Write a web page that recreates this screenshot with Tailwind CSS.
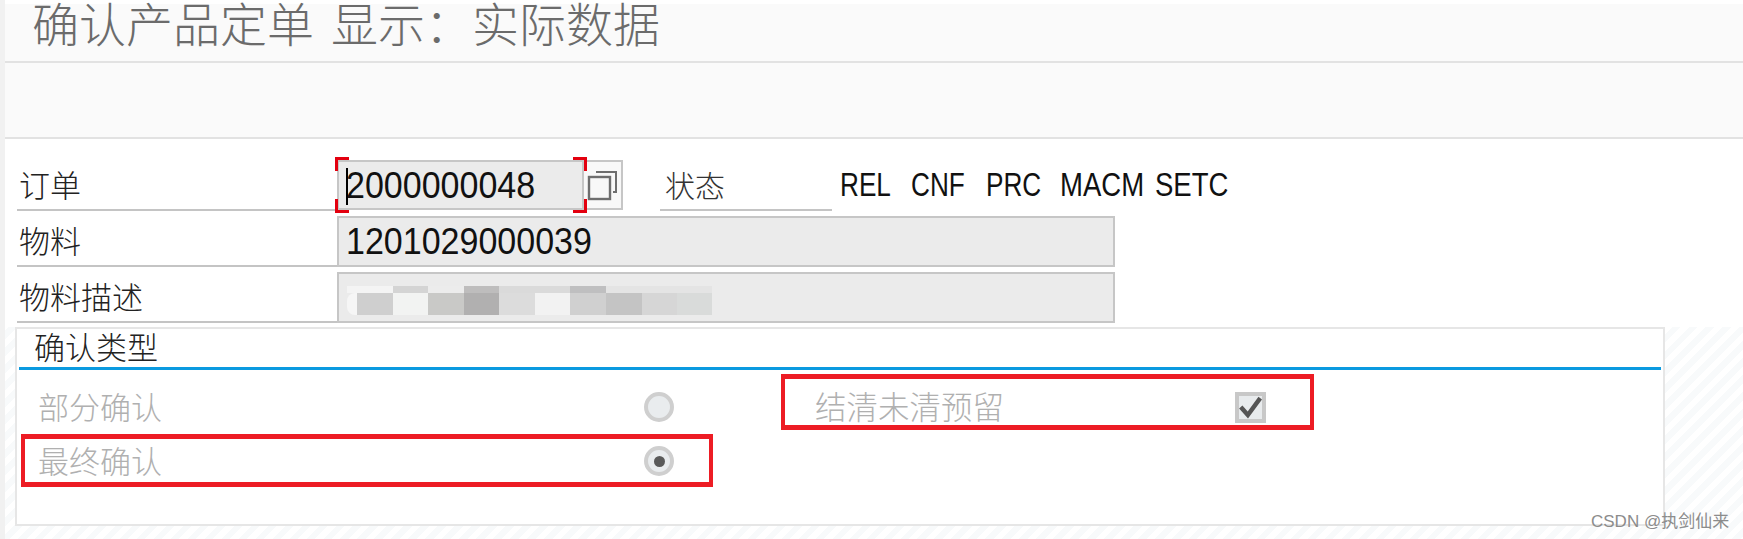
<!DOCTYPE html>
<html lang="zh-CN">
<head>
    <meta charset="UTF-8">
    <title>确认产品定单 显示&#xFF1A;实际数据</title>
    <script src="https://cdn.jsdelivr.net/npm/@tailwindcss/browser@4"></script>
</head>
<body class="bg-white font-['Liberation_Sans','Noto_Sans_CJK_SC',sans-serif] text-black overflow-hidden">
    <div class="relative flex h-[539px] w-[1743px] overflow-hidden">
        <!-- left gutter -->
        <div class="w-[5px] shrink-0 bg-[#f1f1f1]"></div>

        <div class="flex-1 flex flex-col bg-[repeating-linear-gradient(135deg,#ffffff_0px,#ffffff_6px,#f8fafb_6px,#f8fafb_12px)]">
            <!-- title -->
            <div class="h-[4px] bg-white"></div>
            <div class="h-[59px] bg-[#fafafa] border-b-2 border-[#e2e2e2] pl-[27px] text-[47px] leading-[44px] font-light text-[#6b6b6b] whitespace-nowrap [word-spacing:4px]">确认产品定单 显示&#xFF1A;实际数据</div>
            <!-- toolbar -->
            <div class="h-[76px] bg-[#fafafa] border-b-2 border-[#e2e2e2]"></div>

            <!-- header fields -->
            <div class="bg-white pt-[21px] pb-[5px] pl-[12px] h-[188px] flex flex-col gap-[5px]">
                <div class="flex h-[51px]">
                    <div class="w-[320px] border-b-2 border-[#c4c4c4] pl-[2px] pt-[7px] text-[31px] leading-[40px] font-light text-[#222]">订单</div>
                    <div class="relative w-[247px] h-[50px] border-2 border-[#c6c6c6] bg-[#ebebeb] pl-[7px] text-[36px] leading-[48px] text-[#111]">
                        <span class="inline-block scale-x-[0.945] origin-left">2000000048</span>
                        <span class="absolute left-[7px] top-[6px] h-[37px] w-[2px] bg-black"></span>
                        <span class="absolute -left-[4px] -top-[5px] w-[14px] h-[14px] border-l-[3px] border-t-[3px] border-[#e3000f]"></span>
                        <span class="absolute -right-[5px] -top-[5px] w-[14px] h-[14px] border-r-[3px] border-t-[3px] border-[#e3000f]"></span>
                        <span class="absolute -left-[4px] -bottom-[5px] w-[14px] h-[14px] border-l-[3px] border-b-[3px] border-[#e3000f]"></span>
                        <span class="absolute -right-[5px] -bottom-[5px] w-[14px] h-[14px] border-r-[3px] border-b-[3px] border-[#e3000f]"></span>
                    </div>
                    <button class="w-[39px] h-[50px] border-2 border-l-0 border-[#c6c6c6] bg-[#f8f8f8] flex items-center justify-center">
                        <svg width="32" height="32" viewBox="0 0 32 32" fill="none" stroke="#6e6e6e" stroke-width="2">
                            <rect x="2" y="8" width="21" height="22" stroke-width="2.4"/>
                            <path d="M9 3H29V23H26"/>
                        </svg>
                    </button>
                    <div class="ml-[37px] w-[172px] h-[51px] border-b-2 border-[#c4c4c4] pl-[5px] pt-[7px] text-[30px] leading-[40px] font-light text-[#333]">状态</div>
                    <div class="ml-[8px] flex text-[34px] leading-[49px] text-[#111]">
                        <span class="w-[71px] scale-x-[0.77] origin-left">REL</span>
                        <span class="w-[75px] scale-x-[0.77] origin-left">CNF</span>
                        <span class="w-[74px] scale-x-[0.77] origin-left">PRC</span>
                        <span class="w-[95px] scale-x-[0.81] origin-left">MACM</span>
                        <span class="w-[80px] scale-x-[0.81] origin-left">SETC</span>
                    </div>
                </div>
                <div class="flex h-[51px]">
                    <div class="w-[320px] border-b-2 border-[#c4c4c4] pl-[2px] pt-[7px] text-[31px] leading-[40px] font-light text-[#222]">物料</div>
                    <div class="w-[778px] h-[51px] border-2 border-[#c6c6c6] bg-[#ebebeb] pl-[7px] text-[36px] leading-[48px] text-[#111]">
                        <span class="inline-block scale-x-[0.945] origin-left">1201029000039</span>
                    </div>
                </div>
                <div class="flex h-[51px]">
                    <div class="w-[320px] border-b-2 border-[#c4c4c4] pl-[2px] pt-[7px] text-[31px] leading-[40px] font-light text-[#222]">物料描述</div>
                    <div class="w-[778px] h-[51px] border-2 border-[#c6c6c6] bg-[#ebebeb] pl-[8px] pt-[12px]">
                        <!-- blurred description -->
                        <div class="flex h-[7px] w-[365px]">
                            <i class="w-[46px] bg-[#f4f4f4]"></i><i class="w-[35px] bg-[#d4d4d4]"></i><i class="w-[36px] bg-[#ececec]"></i><i class="w-[35px] bg-[#bebdbd]"></i><i class="w-[71px] bg-[#dadada]"></i><i class="w-[36px] bg-[#bfbfc0]"></i><i class="w-[106px] bg-[#e4e4e4]"></i>
                        </div>
                        <div class="flex h-[22px] w-[365px]">
                            <i class="w-[10px] bg-[#f6f6f6] rounded-l-lg"></i><i class="w-[36px] bg-[#cfcfcf]"></i><i class="w-[35px] bg-[#f2f3f2]"></i><i class="w-[36px] bg-[#c9c9c7]"></i><i class="w-[35px] bg-[#b1b0b0]"></i><i class="w-[36px] bg-[#dcdcdc]"></i><i class="w-[35px] bg-[#f2f2f2]"></i><i class="w-[36px] bg-[#d0d0d0]"></i><i class="w-[36px] bg-[#c4c4c4]"></i><i class="w-[35px] bg-[#d6d6d6]"></i><i class="w-[35px] bg-[#d9dbda]"></i>
                        </div>
                    </div>
                </div>
            </div>

            <!-- 确认类型 group -->
            <div class="relative ml-[10px] w-[1650px] h-[199px] border-2 border-[#e6e6e6] bg-white">
                <div class="mx-[2px] h-[41px] border-b-[3px] border-[#0a9ae0] pl-[15px] text-[31px] leading-[40px] font-light text-[#222]">确认类型</div>
                <div class="flex h-[54px] items-center mt-[10px]">
                    <div class="w-[627px] pl-[21px] text-[31px] leading-[54px] pt-[3px] font-light text-[#b0b0b0]">部分确认</div>
                    <span class="w-[30px] h-[30px] rounded-full border-[4px] border-[#cfcfcf] bg-[#e9ecee]"></span>
                    <div class="ml-[141px] w-[420px] text-[31.5px] leading-[54px] pt-[1px] font-light text-[#b0b0b0]">结清未清预留</div>
                    <span class="w-[31px] h-[31px] border-[4px] border-[#c8c8c8] bg-[#e8ebed] flex items-center justify-center">
                        <svg width="26" height="26" viewBox="0 0 26 26" fill="none" stroke="#555" stroke-width="5">
                            <path d="M2 13L10 22L24 3"/>
                        </svg>
                    </span>
                </div>
                <div class="flex h-[54px] items-center">
                    <div class="w-[627px] pl-[21px] text-[31px] leading-[54px] pt-[3px] font-light text-[#b0b0b0]">最终确认</div>
                    <span class="w-[30px] h-[30px] rounded-full border-[4px] border-[#cfcfcf] bg-[#e9ecee] flex items-center justify-center">
                        <span class="w-[11px] h-[11px] rounded-full bg-[#5a5a5a]"></span>
                    </span>
                </div>
                <!-- red markup boxes -->
                <div class="absolute left-[4px] top-[105px] w-[692px] h-[53px] border-x-[4px] border-y-[5px] border-[#ed1c24]"></div>
                <div class="absolute left-[764px] top-[45px] w-[533px] h-[56px] border-x-[4px] border-y-[5px] border-[#ed1c24]"></div>
            </div>
        </div>

        <!-- watermark -->
        <div class="absolute left-[1591px] top-[511px] text-[17px] leading-[22px] text-[#8c8c8c] whitespace-nowrap">CSDN @执剑仙来</div>
    </div>
</body>
</html>
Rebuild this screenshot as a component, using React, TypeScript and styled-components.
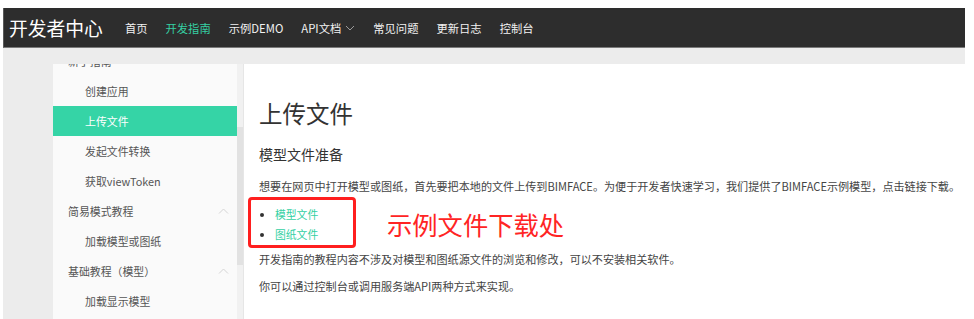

■ EXERCISE DESCRIPTION
Retype everything in the material word for word, minus pictures.

■ SOLUTION TO THE PROBLEM
Write a web page that recreates this screenshot with Tailwind CSS.
<!DOCTYPE html>
<html lang="zh-CN">
<head>
    <meta charset="UTF-8">
    <title>确认产品定单 显示&#xFF1A;实际数据</title>
    <script src="https://cdn.jsdelivr.net/npm/@tailwindcss/browser@4"></script>
</head>
<body class="bg-white font-['Liberation_Sans','Noto_Sans_CJK_SC',sans-serif] text-black overflow-hidden">
    <div class="relative flex h-[539px] w-[1743px] overflow-hidden">
        <!-- left gutter -->
        <div class="w-[5px] shrink-0 bg-[#f1f1f1]"></div>

        <div class="flex-1 flex flex-col bg-[repeating-linear-gradient(135deg,#ffffff_0px,#ffffff_6px,#f8fafb_6px,#f8fafb_12px)]">
            <!-- title -->
            <div class="h-[4px] bg-white"></div>
            <div class="h-[59px] bg-[#fafafa] border-b-2 border-[#e2e2e2] pl-[27px] text-[47px] leading-[44px] font-light text-[#6b6b6b] whitespace-nowrap [word-spacing:4px]">确认产品定单 显示&#xFF1A;实际数据</div>
            <!-- toolbar -->
            <div class="h-[76px] bg-[#fafafa] border-b-2 border-[#e2e2e2]"></div>

            <!-- header fields -->
            <div class="bg-white pt-[21px] pb-[5px] pl-[12px] h-[188px] flex flex-col gap-[5px]">
                <div class="flex h-[51px]">
                    <div class="w-[320px] border-b-2 border-[#c4c4c4] pl-[2px] pt-[7px] text-[31px] leading-[40px] font-light text-[#222]">订单</div>
                    <div class="relative w-[247px] h-[50px] border-2 border-[#c6c6c6] bg-[#ebebeb] pl-[7px] text-[36px] leading-[48px] text-[#111]">
                        <span class="inline-block scale-x-[0.945] origin-left">2000000048</span>
                        <span class="absolute left-[7px] top-[6px] h-[37px] w-[2px] bg-black"></span>
                        <span class="absolute -left-[4px] -top-[5px] w-[14px] h-[14px] border-l-[3px] border-t-[3px] border-[#e3000f]"></span>
                        <span class="absolute -right-[5px] -top-[5px] w-[14px] h-[14px] border-r-[3px] border-t-[3px] border-[#e3000f]"></span>
                        <span class="absolute -left-[4px] -bottom-[5px] w-[14px] h-[14px] border-l-[3px] border-b-[3px] border-[#e3000f]"></span>
                        <span class="absolute -right-[5px] -bottom-[5px] w-[14px] h-[14px] border-r-[3px] border-b-[3px] border-[#e3000f]"></span>
                    </div>
                    <button class="w-[39px] h-[50px] border-2 border-l-0 border-[#c6c6c6] bg-[#f8f8f8] flex items-center justify-center">
                        <svg width="32" height="32" viewBox="0 0 32 32" fill="none" stroke="#6e6e6e" stroke-width="2">
                            <rect x="2" y="8" width="21" height="22" stroke-width="2.4"/>
                            <path d="M9 3H29V23H26"/>
                        </svg>
                    </button>
                    <div class="ml-[37px] w-[172px] h-[51px] border-b-2 border-[#c4c4c4] pl-[5px] pt-[7px] text-[30px] leading-[40px] font-light text-[#333]">状态</div>
                    <div class="ml-[8px] flex text-[34px] leading-[49px] text-[#111]">
                        <span class="w-[71px] scale-x-[0.77] origin-left">REL</span>
                        <span class="w-[75px] scale-x-[0.77] origin-left">CNF</span>
                        <span class="w-[74px] scale-x-[0.77] origin-left">PRC</span>
                        <span class="w-[95px] scale-x-[0.81] origin-left">MACM</span>
                        <span class="w-[80px] scale-x-[0.81] origin-left">SETC</span>
                    </div>
                </div>
                <div class="flex h-[51px]">
                    <div class="w-[320px] border-b-2 border-[#c4c4c4] pl-[2px] pt-[7px] text-[31px] leading-[40px] font-light text-[#222]">物料</div>
                    <div class="w-[778px] h-[51px] border-2 border-[#c6c6c6] bg-[#ebebeb] pl-[7px] text-[36px] leading-[48px] text-[#111]">
                        <span class="inline-block scale-x-[0.945] origin-left">1201029000039</span>
                    </div>
                </div>
                <div class="flex h-[51px]">
                    <div class="w-[320px] border-b-2 border-[#c4c4c4] pl-[2px] pt-[7px] text-[31px] leading-[40px] font-light text-[#222]">物料描述</div>
                    <div class="w-[778px] h-[51px] border-2 border-[#c6c6c6] bg-[#ebebeb] pl-[8px] pt-[12px]">
                        <!-- blurred description -->
                        <div class="flex h-[7px] w-[365px]">
                            <i class="w-[46px] bg-[#f4f4f4]"></i><i class="w-[35px] bg-[#d4d4d4]"></i><i class="w-[36px] bg-[#ececec]"></i><i class="w-[35px] bg-[#bebdbd]"></i><i class="w-[71px] bg-[#dadada]"></i><i class="w-[36px] bg-[#bfbfc0]"></i><i class="w-[106px] bg-[#e4e4e4]"></i>
                        </div>
                        <div class="flex h-[22px] w-[365px]">
                            <i class="w-[10px] bg-[#f6f6f6] rounded-l-lg"></i><i class="w-[36px] bg-[#cfcfcf]"></i><i class="w-[35px] bg-[#f2f3f2]"></i><i class="w-[36px] bg-[#c9c9c7]"></i><i class="w-[35px] bg-[#b1b0b0]"></i><i class="w-[36px] bg-[#dcdcdc]"></i><i class="w-[35px] bg-[#f2f2f2]"></i><i class="w-[36px] bg-[#d0d0d0]"></i><i class="w-[36px] bg-[#c4c4c4]"></i><i class="w-[35px] bg-[#d6d6d6]"></i><i class="w-[35px] bg-[#d9dbda]"></i>
                        </div>
                    </div>
                </div>
            </div>

            <!-- 确认类型 group -->
            <div class="relative ml-[10px] w-[1650px] h-[199px] border-2 border-[#e6e6e6] bg-white">
                <div class="mx-[2px] h-[41px] border-b-[3px] border-[#0a9ae0] pl-[15px] text-[31px] leading-[40px] font-light text-[#222]">确认类型</div>
                <div class="flex h-[54px] items-center mt-[10px]">
                    <div class="w-[627px] pl-[21px] text-[31px] leading-[54px] pt-[3px] font-light text-[#b0b0b0]">部分确认</div>
                    <span class="w-[30px] h-[30px] rounded-full border-[4px] border-[#cfcfcf] bg-[#e9ecee]"></span>
                    <div class="ml-[141px] w-[420px] text-[31.5px] leading-[54px] pt-[1px] font-light text-[#b0b0b0]">结清未清预留</div>
                    <span class="w-[31px] h-[31px] border-[4px] border-[#c8c8c8] bg-[#e8ebed] flex items-center justify-center">
                        <svg width="26" height="26" viewBox="0 0 26 26" fill="none" stroke="#555" stroke-width="5">
                            <path d="M2 13L10 22L24 3"/>
                        </svg>
                    </span>
                </div>
                <div class="flex h-[54px] items-center">
                    <div class="w-[627px] pl-[21px] text-[31px] leading-[54px] pt-[3px] font-light text-[#b0b0b0]">最终确认</div>
                    <span class="w-[30px] h-[30px] rounded-full border-[4px] border-[#cfcfcf] bg-[#e9ecee] flex items-center justify-center">
                        <span class="w-[11px] h-[11px] rounded-full bg-[#5a5a5a]"></span>
                    </span>
                </div>
                <!-- red markup boxes -->
                <div class="absolute left-[4px] top-[105px] w-[692px] h-[53px] border-x-[4px] border-y-[5px] border-[#ed1c24]"></div>
                <div class="absolute left-[764px] top-[45px] w-[533px] h-[56px] border-x-[4px] border-y-[5px] border-[#ed1c24]"></div>
            </div>
        </div>

        <!-- watermark -->
        <div class="absolute left-[1591px] top-[511px] text-[17px] leading-[22px] text-[#8c8c8c] whitespace-nowrap">CSDN @执剑仙来</div>
    </div>
</body>
</html>
Rebuild this screenshot as a component, using React, TypeScript and styled-components.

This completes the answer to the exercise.